Gradual, Andrew McCulloch
The Melos Press, 2017 £5.00
Praise where it’s due
At the centre of Andrew McCulloch’s pamphlet are six translations of ‘Holy Sonnets’, based on verses of the psalms and attributed to Jean Racine. The wonder and worship within these poems distinguish the entire collection: the poet’s own language and imagery are as sacred and full of splendour as those ‘sonnets’.
‘The Artful Gardener’ is a fine example. Consisting of rhyming couplets and written in iambic tetrameter, this poem echoes something of the style of ‘To His Coy Mistress’, by Andrew Marvell, to whom this poem is dedicated.

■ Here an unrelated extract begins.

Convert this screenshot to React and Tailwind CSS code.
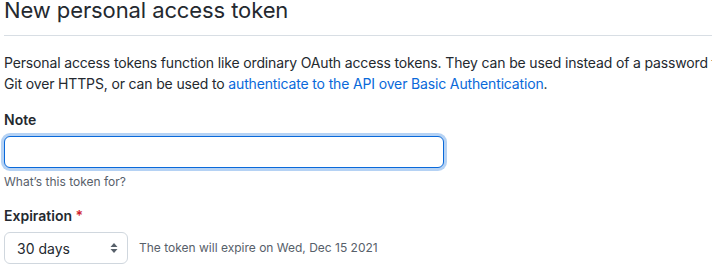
export default function App() {
  return (
    <div
      className="w-[712px] h-[274px] overflow-hidden bg-white text-[#24292f]"
      style={{ fontFamily: 'Inter, "Liberation Sans", sans-serif' }}
    >
      <div className="w-[760px] pl-[4px]">
        <div className="border-b border-[#d8dee4] pb-[11px] -mt-[4px]">
          <h2 className="text-[22px] leading-[28px] font-normal tracking-[-0.1px]">
            New personal access token
          </h2>
        </div>

        <p className="mt-[16px] text-[14px] leading-[21px] tracking-[-0.15px]">
          Personal access tokens function like ordinary OAuth access tokens. They can be used instead of a password for
          <br />
          Git over HTTPS, or can be used to{' '}
          <a href="#" className="text-[#0969da]">authenticate to the API over Basic Authentication</a>.
        </p>

        <div className="mt-[15px]">
          <label className="block text-[14px] leading-[21px] font-semibold">Note</label>
          <div className="mt-[6px] w-[440px] h-[32px] rounded-[6px] border border-[#0969da] bg-white shadow-[0_0_0_3px_rgba(9,105,218,0.3)]" />
          <p className="mt-[5px] text-[12px] leading-[18px] text-[#57606a]">What’s this token for?</p>
        </div>

        <div className="mt-[14px]">
          <label className="block text-[14px] leading-[21px] font-semibold">
            Expiration <span className="text-[#cf222e]">*</span>
          </label>
          <div className="mt-[6px] flex items-center">
            <div className="w-[124px] h-[32px] rounded-[6px] border border-[#d0d7de] bg-white flex items-center justify-between pl-[12px] pr-[9px]">
              <span className="text-[14px]">30 days</span>
              <svg width="8" height="12" viewBox="0 0 8 12" fill="#57606a">
                <path d="M4 1 L7.5 5 H0.5 Z" />
                <path d="M4 11 L7.5 7 H0.5 Z" />
              </svg>
            </div>
            <span className="ml-[11px] text-[12px] text-[#57606a]">
              The token will expire on Wed, Dec 15 2021
            </span>
          </div>
        </div>
      </div>
    </div>
  );
}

Just as Marvell’s writing centres upon his devotion and the laws of time, McCulloch’s poem reflects the beauty of creation and how nature will not yield to the designs of man. ‘The Artful Gardener’ portrays the poet’s adoration of the mystery and beauty within the world:
For heavens here on earth do lie
And looking down we find the sky,
A world of wonder at our feet
Where we and sky and heaven meet.
‘The Hill’ is another beautiful, ethereal poem, its meaning fortified by many biblical references:
Wafers of coloured light drift to
the water and bless it where they touch —
leaf flakes dissolve into its palms,
thickening into oil, darkening to blood.
The imagery is bold and striking, drawing upon this world — which is beyond our grasp, though we exist within it, ourselves a ‘crowd of trees’ ‘gathered on the hill’:
fingers reach for
an unreal sky, spilt flames float in a glass.
McCulloch’s writing rings with holiness, from the repetition of ‘love’ in ‘Coming of Age’ to the pamphlet’s title poem, ‘Gradual’, where he describes being drawn ‘by the distant whistle of a train’: ‘[we] wave our elegiac handkerchiefs / at the clouds of incense tumbling in its wake.’
Gradual is rich and wondrous in its contemplation of creation and the beauty of the world. Not only do the translations reflect upon the power of what is greater than us, McCulloch’s original poems are majestic in their own right, each worthy of contemplation and praise.